Find every line with "this" in it, then report how many there are and nothing more.

##### MATERIAL SHOWN #####

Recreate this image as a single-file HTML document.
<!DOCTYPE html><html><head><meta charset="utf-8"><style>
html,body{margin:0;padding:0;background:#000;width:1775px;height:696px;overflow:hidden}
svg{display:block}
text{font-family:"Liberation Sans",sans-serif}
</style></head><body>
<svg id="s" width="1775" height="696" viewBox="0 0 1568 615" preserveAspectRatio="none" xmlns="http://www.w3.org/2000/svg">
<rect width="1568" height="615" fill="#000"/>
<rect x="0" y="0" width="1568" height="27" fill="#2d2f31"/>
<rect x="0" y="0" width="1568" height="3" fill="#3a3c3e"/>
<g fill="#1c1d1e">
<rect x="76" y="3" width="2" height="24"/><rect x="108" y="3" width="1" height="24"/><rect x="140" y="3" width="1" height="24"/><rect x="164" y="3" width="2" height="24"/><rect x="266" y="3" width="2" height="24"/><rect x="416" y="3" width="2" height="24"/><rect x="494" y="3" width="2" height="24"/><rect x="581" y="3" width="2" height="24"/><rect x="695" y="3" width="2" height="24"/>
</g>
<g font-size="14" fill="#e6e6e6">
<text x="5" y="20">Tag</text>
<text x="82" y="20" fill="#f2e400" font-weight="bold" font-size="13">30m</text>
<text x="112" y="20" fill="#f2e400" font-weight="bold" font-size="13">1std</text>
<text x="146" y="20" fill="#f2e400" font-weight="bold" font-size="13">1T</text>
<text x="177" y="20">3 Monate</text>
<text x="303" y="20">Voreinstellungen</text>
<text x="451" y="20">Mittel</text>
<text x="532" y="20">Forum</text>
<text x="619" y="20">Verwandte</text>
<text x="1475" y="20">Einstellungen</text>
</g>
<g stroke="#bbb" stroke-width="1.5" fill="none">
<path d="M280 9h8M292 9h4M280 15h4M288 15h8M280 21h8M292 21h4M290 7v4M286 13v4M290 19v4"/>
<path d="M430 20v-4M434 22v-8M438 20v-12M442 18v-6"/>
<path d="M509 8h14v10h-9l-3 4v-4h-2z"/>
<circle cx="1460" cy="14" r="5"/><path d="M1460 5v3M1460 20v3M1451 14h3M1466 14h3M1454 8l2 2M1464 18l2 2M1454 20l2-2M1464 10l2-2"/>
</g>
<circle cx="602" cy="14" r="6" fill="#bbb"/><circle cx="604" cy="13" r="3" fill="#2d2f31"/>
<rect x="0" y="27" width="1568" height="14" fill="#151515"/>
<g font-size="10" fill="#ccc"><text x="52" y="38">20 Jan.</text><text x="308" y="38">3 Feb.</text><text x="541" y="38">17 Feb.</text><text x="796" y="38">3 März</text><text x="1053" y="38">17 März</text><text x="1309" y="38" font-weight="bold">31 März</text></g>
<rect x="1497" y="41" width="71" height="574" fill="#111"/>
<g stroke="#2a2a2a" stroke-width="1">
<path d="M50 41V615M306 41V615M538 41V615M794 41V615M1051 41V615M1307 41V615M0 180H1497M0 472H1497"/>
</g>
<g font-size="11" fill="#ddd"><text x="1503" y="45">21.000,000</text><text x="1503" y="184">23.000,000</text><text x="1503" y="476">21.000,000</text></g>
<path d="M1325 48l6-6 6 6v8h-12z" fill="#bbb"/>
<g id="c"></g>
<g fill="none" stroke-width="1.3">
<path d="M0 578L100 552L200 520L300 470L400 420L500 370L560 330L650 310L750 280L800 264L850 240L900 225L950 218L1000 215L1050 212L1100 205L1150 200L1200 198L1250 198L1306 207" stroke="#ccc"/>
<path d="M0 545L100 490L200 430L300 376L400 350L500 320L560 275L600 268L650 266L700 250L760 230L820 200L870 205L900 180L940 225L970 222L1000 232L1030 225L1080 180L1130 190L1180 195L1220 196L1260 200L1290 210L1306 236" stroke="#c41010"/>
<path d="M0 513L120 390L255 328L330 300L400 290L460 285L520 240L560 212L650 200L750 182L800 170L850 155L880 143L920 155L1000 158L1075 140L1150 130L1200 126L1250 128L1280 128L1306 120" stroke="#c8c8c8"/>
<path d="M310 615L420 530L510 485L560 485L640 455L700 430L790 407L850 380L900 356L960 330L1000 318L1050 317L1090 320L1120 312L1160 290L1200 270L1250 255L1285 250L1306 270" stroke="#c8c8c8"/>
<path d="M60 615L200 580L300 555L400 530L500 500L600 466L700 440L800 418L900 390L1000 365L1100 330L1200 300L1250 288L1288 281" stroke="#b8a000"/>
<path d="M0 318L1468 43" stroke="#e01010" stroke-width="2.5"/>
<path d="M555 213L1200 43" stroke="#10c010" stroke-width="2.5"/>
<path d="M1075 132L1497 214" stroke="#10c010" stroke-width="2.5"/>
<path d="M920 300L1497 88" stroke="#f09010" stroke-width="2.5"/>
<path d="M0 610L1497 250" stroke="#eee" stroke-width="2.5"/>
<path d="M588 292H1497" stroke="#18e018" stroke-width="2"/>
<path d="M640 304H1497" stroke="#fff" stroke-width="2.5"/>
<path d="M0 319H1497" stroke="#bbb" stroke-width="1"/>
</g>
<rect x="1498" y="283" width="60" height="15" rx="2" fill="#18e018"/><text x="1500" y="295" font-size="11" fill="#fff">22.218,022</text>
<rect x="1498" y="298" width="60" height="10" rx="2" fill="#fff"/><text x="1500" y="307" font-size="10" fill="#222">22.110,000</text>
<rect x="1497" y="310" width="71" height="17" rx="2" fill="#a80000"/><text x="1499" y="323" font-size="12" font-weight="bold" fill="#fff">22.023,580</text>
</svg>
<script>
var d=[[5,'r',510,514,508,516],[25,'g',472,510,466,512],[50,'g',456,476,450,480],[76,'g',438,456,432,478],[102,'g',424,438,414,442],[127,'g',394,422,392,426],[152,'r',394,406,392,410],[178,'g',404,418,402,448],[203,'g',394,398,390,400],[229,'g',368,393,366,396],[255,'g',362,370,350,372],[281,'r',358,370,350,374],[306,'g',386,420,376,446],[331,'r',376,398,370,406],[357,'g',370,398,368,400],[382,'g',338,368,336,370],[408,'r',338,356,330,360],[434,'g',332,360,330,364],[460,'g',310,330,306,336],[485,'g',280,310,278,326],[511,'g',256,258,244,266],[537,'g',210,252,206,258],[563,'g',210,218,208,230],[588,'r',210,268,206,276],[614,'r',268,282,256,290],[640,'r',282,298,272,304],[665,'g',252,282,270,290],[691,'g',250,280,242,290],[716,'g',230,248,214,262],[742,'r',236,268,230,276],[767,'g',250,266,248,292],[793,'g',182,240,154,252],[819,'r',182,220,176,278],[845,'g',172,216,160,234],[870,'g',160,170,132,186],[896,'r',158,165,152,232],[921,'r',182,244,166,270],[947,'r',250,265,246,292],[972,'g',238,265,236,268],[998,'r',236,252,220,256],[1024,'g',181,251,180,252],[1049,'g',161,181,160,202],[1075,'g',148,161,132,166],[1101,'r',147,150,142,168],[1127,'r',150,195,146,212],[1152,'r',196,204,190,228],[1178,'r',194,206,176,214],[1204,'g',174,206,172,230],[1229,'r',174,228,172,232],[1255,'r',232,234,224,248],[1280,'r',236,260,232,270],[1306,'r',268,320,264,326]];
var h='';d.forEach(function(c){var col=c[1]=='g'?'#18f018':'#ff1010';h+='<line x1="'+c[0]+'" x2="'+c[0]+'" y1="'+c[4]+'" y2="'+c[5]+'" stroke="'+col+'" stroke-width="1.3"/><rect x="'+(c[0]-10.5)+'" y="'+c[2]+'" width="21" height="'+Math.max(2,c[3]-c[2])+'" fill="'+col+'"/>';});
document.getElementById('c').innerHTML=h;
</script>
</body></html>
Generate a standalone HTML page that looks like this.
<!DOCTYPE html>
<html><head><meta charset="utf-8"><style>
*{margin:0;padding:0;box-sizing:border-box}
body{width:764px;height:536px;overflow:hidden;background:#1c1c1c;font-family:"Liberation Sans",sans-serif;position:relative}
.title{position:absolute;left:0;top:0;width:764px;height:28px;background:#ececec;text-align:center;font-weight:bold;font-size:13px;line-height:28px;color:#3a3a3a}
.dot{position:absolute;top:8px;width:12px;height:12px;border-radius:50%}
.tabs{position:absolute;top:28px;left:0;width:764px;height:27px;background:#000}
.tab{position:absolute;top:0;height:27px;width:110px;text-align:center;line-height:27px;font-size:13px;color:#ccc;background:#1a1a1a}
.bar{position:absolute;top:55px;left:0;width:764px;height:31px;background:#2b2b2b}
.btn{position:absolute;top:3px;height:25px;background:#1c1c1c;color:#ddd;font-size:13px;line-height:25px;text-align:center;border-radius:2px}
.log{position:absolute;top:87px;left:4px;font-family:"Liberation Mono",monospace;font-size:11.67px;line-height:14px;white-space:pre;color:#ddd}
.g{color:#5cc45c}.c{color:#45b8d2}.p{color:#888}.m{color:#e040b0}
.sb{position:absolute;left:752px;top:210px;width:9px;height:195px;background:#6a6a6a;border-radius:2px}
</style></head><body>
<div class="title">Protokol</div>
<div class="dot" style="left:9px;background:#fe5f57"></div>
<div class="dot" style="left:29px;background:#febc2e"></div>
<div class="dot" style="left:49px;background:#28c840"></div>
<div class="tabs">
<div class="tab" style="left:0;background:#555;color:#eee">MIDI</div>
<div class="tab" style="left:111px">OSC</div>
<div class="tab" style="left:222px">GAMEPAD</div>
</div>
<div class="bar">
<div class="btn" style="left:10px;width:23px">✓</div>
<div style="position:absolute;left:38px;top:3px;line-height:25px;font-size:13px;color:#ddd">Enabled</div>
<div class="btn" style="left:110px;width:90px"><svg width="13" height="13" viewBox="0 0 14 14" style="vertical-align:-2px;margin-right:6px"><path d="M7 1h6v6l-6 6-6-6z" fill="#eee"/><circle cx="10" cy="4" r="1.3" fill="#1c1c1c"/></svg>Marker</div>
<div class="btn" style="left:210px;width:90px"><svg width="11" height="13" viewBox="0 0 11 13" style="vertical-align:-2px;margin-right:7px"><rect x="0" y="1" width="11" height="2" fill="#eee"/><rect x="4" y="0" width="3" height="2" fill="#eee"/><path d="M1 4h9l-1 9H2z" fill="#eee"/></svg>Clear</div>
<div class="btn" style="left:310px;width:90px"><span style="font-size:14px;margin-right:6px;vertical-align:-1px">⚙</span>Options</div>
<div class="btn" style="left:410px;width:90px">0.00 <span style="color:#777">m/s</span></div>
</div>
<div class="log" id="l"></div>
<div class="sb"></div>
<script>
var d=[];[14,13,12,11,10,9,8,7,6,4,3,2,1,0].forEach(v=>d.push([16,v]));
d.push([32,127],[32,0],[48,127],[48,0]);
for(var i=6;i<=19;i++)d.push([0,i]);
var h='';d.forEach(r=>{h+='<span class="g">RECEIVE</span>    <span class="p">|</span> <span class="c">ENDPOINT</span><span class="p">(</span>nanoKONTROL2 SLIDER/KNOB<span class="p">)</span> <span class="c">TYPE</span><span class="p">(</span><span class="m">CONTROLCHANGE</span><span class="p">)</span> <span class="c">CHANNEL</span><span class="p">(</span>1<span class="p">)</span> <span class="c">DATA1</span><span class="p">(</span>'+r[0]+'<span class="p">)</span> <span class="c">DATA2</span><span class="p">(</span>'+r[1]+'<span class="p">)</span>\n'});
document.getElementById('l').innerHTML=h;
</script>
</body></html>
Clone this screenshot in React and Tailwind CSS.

#####

SOLUTION BELOW = 3